Web page code records:
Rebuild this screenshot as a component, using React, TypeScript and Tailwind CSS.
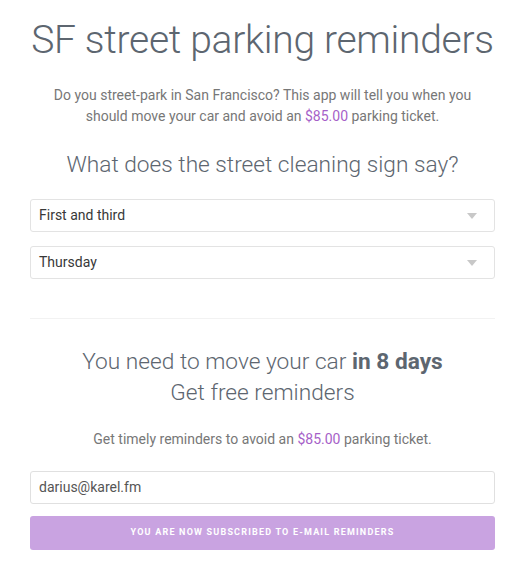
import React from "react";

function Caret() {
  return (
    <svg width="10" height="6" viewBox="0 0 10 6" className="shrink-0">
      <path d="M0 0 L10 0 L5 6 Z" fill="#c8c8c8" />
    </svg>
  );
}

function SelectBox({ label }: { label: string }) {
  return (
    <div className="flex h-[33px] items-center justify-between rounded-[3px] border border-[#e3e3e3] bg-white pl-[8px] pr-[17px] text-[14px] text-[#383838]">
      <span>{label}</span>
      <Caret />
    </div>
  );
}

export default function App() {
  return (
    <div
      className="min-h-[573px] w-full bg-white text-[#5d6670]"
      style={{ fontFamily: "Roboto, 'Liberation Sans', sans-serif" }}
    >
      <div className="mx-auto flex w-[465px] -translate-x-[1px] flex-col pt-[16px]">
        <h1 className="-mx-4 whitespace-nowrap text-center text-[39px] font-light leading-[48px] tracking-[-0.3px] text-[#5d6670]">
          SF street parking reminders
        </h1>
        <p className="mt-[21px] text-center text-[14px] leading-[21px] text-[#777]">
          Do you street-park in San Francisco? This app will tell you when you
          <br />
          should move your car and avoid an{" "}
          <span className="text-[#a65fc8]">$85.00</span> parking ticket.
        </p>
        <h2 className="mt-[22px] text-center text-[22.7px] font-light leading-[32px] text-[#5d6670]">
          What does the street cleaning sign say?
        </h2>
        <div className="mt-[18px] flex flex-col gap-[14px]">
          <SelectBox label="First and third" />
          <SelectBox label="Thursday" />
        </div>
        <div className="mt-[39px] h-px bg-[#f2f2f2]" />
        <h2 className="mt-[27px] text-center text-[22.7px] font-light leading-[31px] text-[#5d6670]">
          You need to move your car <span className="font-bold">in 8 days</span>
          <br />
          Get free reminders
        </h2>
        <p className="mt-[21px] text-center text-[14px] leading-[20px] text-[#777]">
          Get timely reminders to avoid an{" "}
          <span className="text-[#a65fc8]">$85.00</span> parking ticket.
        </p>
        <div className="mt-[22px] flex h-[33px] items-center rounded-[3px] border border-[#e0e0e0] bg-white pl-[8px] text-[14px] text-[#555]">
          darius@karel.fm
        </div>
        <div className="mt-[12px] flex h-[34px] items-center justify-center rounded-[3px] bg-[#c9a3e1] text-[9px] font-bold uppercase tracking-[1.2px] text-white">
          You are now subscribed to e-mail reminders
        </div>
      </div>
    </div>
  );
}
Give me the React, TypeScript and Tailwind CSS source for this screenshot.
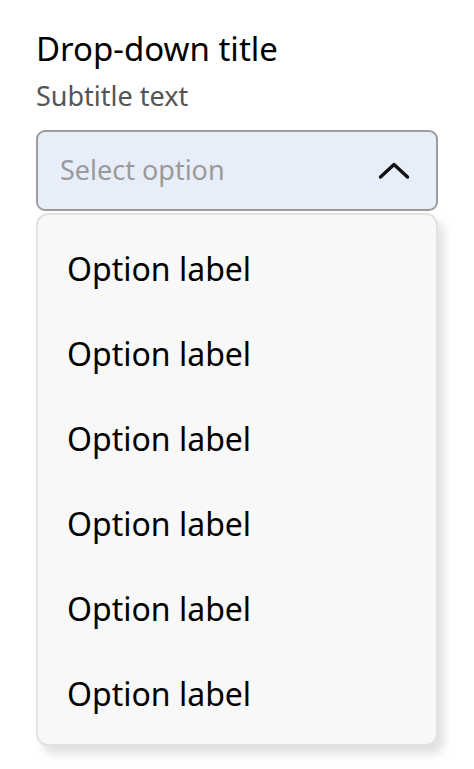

Exercise: Repeat, with no pictures, each line from the beginning of the data through the line containing "import React from", inclusive.

Response for this exercise:
Rebuild this screenshot as a component, using React, TypeScript and Tailwind CSS.
import React from "react";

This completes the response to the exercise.